# Aim of the task
Your task is to output the listing word for word, with pictures excluded.

# Given data
------------------------------------------------------------------------

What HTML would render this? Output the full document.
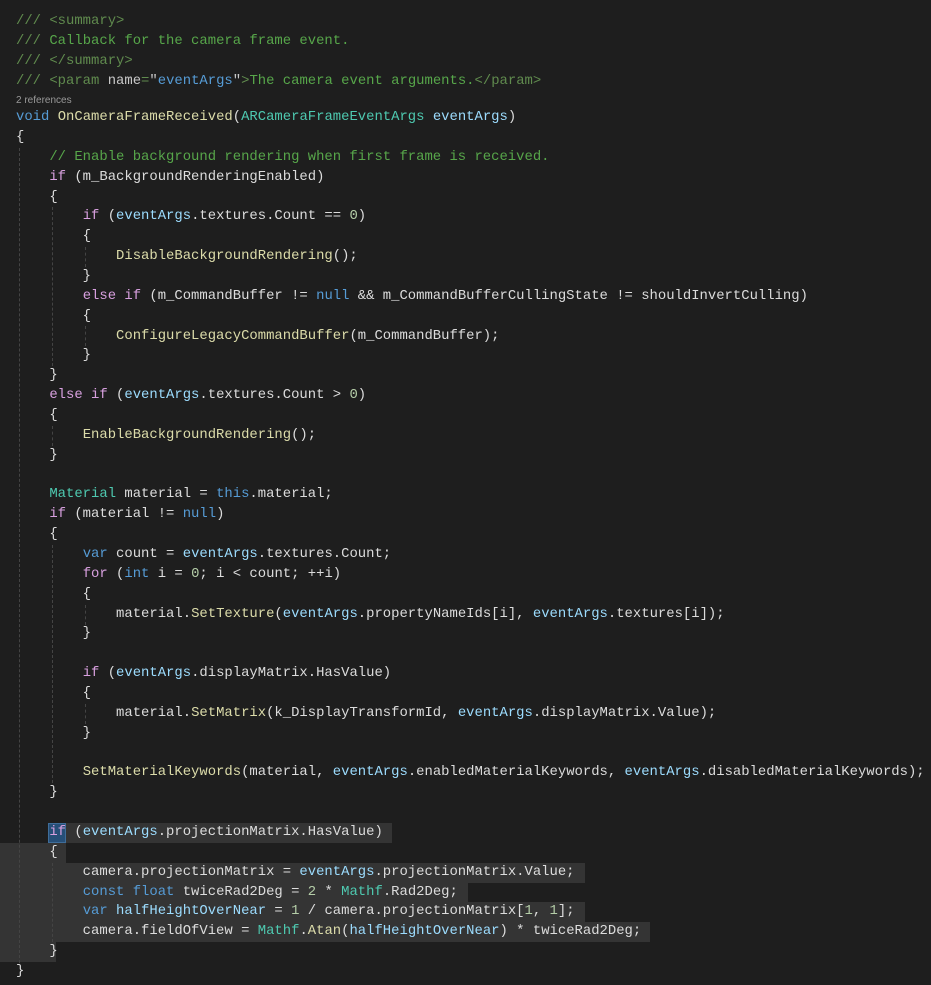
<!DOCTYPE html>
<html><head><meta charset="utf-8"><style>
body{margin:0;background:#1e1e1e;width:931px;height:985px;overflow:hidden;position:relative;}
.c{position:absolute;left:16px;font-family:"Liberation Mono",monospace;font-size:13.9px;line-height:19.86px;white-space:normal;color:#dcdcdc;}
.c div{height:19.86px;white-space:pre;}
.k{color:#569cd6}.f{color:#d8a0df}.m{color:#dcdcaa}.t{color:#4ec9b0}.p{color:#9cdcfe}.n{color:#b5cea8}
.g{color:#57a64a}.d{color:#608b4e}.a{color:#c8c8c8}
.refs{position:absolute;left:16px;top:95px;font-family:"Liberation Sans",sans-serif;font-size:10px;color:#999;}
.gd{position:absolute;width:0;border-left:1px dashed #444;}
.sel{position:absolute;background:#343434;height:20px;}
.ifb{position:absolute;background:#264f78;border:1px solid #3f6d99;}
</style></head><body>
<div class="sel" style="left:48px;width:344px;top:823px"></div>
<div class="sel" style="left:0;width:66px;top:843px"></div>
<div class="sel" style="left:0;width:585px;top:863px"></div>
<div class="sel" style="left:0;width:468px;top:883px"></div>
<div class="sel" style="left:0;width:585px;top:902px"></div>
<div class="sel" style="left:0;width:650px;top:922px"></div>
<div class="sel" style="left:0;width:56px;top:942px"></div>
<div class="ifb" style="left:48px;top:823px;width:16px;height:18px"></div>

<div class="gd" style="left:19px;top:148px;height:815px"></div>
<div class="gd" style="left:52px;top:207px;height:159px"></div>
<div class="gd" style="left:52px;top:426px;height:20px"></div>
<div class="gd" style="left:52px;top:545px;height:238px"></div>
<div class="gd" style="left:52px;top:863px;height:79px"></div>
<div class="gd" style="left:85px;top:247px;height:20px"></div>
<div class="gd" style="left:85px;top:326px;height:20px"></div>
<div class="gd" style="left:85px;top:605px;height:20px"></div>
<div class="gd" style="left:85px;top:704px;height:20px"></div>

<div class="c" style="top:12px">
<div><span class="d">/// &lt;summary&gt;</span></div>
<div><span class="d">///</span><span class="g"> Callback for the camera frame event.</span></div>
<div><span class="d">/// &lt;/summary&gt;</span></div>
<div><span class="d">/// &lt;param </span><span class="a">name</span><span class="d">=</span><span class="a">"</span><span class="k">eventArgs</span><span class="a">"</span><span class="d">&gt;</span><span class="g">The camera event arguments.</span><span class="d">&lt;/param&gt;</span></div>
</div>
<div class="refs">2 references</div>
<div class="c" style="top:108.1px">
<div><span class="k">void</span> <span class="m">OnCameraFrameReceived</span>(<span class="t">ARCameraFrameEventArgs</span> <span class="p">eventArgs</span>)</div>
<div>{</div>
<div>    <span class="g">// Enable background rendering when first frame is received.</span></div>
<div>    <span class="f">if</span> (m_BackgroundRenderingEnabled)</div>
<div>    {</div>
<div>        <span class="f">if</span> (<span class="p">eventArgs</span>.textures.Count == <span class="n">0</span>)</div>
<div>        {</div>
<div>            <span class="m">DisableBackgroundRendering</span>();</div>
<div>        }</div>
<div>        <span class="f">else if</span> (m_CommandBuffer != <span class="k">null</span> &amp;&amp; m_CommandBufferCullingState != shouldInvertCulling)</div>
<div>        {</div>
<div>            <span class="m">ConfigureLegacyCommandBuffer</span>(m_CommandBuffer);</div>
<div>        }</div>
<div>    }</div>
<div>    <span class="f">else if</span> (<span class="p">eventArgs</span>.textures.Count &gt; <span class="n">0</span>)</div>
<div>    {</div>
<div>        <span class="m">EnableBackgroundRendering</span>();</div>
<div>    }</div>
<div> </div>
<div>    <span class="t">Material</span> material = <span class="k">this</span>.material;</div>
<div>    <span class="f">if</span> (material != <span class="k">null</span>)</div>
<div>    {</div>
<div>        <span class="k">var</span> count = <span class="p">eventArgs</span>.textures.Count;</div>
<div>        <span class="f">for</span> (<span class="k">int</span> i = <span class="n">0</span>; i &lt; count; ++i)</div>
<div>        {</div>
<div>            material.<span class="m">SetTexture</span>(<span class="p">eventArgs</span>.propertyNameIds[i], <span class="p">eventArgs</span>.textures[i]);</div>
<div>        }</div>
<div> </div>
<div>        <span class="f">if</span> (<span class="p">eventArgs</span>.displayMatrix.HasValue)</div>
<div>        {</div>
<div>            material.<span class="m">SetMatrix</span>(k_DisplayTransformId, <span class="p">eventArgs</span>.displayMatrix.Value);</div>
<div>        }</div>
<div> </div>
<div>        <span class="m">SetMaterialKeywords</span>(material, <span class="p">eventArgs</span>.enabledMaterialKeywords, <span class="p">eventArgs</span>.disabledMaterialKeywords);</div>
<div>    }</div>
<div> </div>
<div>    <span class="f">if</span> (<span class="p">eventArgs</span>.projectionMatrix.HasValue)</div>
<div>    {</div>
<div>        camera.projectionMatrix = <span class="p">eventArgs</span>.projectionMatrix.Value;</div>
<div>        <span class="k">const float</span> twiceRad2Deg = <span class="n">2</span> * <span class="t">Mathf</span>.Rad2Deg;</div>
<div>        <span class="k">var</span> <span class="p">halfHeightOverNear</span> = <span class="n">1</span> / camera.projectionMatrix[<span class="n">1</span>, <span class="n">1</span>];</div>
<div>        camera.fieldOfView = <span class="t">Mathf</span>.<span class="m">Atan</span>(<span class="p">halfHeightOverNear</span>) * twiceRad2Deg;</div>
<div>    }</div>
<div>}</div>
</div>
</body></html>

------------------------------------------------------------------------

# Written response
What HTML would render this? Output the full document.
<!DOCTYPE html>
<html><head><meta charset="utf-8"><style>
body{margin:0;background:#1e1e1e;width:931px;height:985px;overflow:hidden;position:relative;}
.c{position:absolute;left:16px;font-family:"Liberation Mono",monospace;font-size:13.9px;line-height:19.86px;white-space:normal;color:#dcdcdc;}
.c div{height:19.86px;white-space:pre;}
.k{color:#569cd6}.f{color:#d8a0df}.m{color:#dcdcaa}.t{color:#4ec9b0}.p{color:#9cdcfe}.n{color:#b5cea8}
.g{color:#57a64a}.d{color:#608b4e}.a{color:#c8c8c8}
.refs{position:absolute;left:16px;top:95px;font-family:"Liberation Sans",sans-serif;font-size:10px;color:#999;}
.gd{position:absolute;width:0;border-left:1px dashed #444;}
.sel{position:absolute;background:#343434;height:20px;}
.ifb{position:absolute;background:#264f78;border:1px solid #3f6d99;}
</style></head><body>
<div class="sel" style="left:48px;width:344px;top:823px"></div>
<div class="sel" style="left:0;width:66px;top:843px"></div>
<div class="sel" style="left:0;width:585px;top:863px"></div>
<div class="sel" style="left:0;width:468px;top:883px"></div>
<div class="sel" style="left:0;width:585px;top:902px"></div>
<div class="sel" style="left:0;width:650px;top:922px"></div>
<div class="sel" style="left:0;width:56px;top:942px"></div>
<div class="ifb" style="left:48px;top:823px;width:16px;height:18px"></div>

<div class="gd" style="left:19px;top:148px;height:815px"></div>
<div class="gd" style="left:52px;top:207px;height:159px"></div>
<div class="gd" style="left:52px;top:426px;height:20px"></div>
<div class="gd" style="left:52px;top:545px;height:238px"></div>
<div class="gd" style="left:52px;top:863px;height:79px"></div>
<div class="gd" style="left:85px;top:247px;height:20px"></div>
<div class="gd" style="left:85px;top:326px;height:20px"></div>
<div class="gd" style="left:85px;top:605px;height:20px"></div>
<div class="gd" style="left:85px;top:704px;height:20px"></div>

<div class="c" style="top:12px">
<div><span class="d">/// &lt;summary&gt;</span></div>
<div><span class="d">///</span><span class="g"> Callback for the camera frame event.</span></div>
<div><span class="d">/// &lt;/summary&gt;</span></div>
<div><span class="d">/// &lt;param </span><span class="a">name</span><span class="d">=</span><span class="a">"</span><span class="k">eventArgs</span><span class="a">"</span><span class="d">&gt;</span><span class="g">The camera event arguments.</span><span class="d">&lt;/param&gt;</span></div>
</div>
<div class="refs">2 references</div>
<div class="c" style="top:108.1px">
<div><span class="k">void</span> <span class="m">OnCameraFrameReceived</span>(<span class="t">ARCameraFrameEventArgs</span> <span class="p">eventArgs</span>)</div>
<div>{</div>
<div>    <span class="g">// Enable background rendering when first frame is received.</span></div>
<div>    <span class="f">if</span> (m_BackgroundRenderingEnabled)</div>
<div>    {</div>
<div>        <span class="f">if</span> (<span class="p">eventArgs</span>.textures.Count == <span class="n">0</span>)</div>
<div>        {</div>
<div>            <span class="m">DisableBackgroundRendering</span>();</div>
<div>        }</div>
<div>        <span class="f">else if</span> (m_CommandBuffer != <span class="k">null</span> &amp;&amp; m_CommandBufferCullingState != shouldInvertCulling)</div>
<div>        {</div>
<div>            <span class="m">ConfigureLegacyCommandBuffer</span>(m_CommandBuffer);</div>
<div>        }</div>
<div>    }</div>
<div>    <span class="f">else if</span> (<span class="p">eventArgs</span>.textures.Count &gt; <span class="n">0</span>)</div>
<div>    {</div>
<div>        <span class="m">EnableBackgroundRendering</span>();</div>
<div>    }</div>
<div> </div>
<div>    <span class="t">Material</span> material = <span class="k">this</span>.material;</div>
<div>    <span class="f">if</span> (material != <span class="k">null</span>)</div>
<div>    {</div>
<div>        <span class="k">var</span> count = <span class="p">eventArgs</span>.textures.Count;</div>
<div>        <span class="f">for</span> (<span class="k">int</span> i = <span class="n">0</span>; i &lt; count; ++i)</div>
<div>        {</div>
<div>            material.<span class="m">SetTexture</span>(<span class="p">eventArgs</span>.propertyNameIds[i], <span class="p">eventArgs</span>.textures[i]);</div>
<div>        }</div>
<div> </div>
<div>        <span class="f">if</span> (<span class="p">eventArgs</span>.displayMatrix.HasValue)</div>
<div>        {</div>
<div>            material.<span class="m">SetMatrix</span>(k_DisplayTransformId, <span class="p">eventArgs</span>.displayMatrix.Value);</div>
<div>        }</div>
<div> </div>
<div>        <span class="m">SetMaterialKeywords</span>(material, <span class="p">eventArgs</span>.enabledMaterialKeywords, <span class="p">eventArgs</span>.disabledMaterialKeywords);</div>
<div>    }</div>
<div> </div>
<div>    <span class="f">if</span> (<span class="p">eventArgs</span>.projectionMatrix.HasValue)</div>
<div>    {</div>
<div>        camera.projectionMatrix = <span class="p">eventArgs</span>.projectionMatrix.Value;</div>
<div>        <span class="k">const float</span> twiceRad2Deg = <span class="n">2</span> * <span class="t">Mathf</span>.Rad2Deg;</div>
<div>        <span class="k">var</span> <span class="p">halfHeightOverNear</span> = <span class="n">1</span> / camera.projectionMatrix[<span class="n">1</span>, <span class="n">1</span>];</div>
<div>        camera.fieldOfView = <span class="t">Mathf</span>.<span class="m">Atan</span>(<span class="p">halfHeightOverNear</span>) * twiceRad2Deg;</div>
<div>    }</div>
<div>}</div>
</div>
</body></html>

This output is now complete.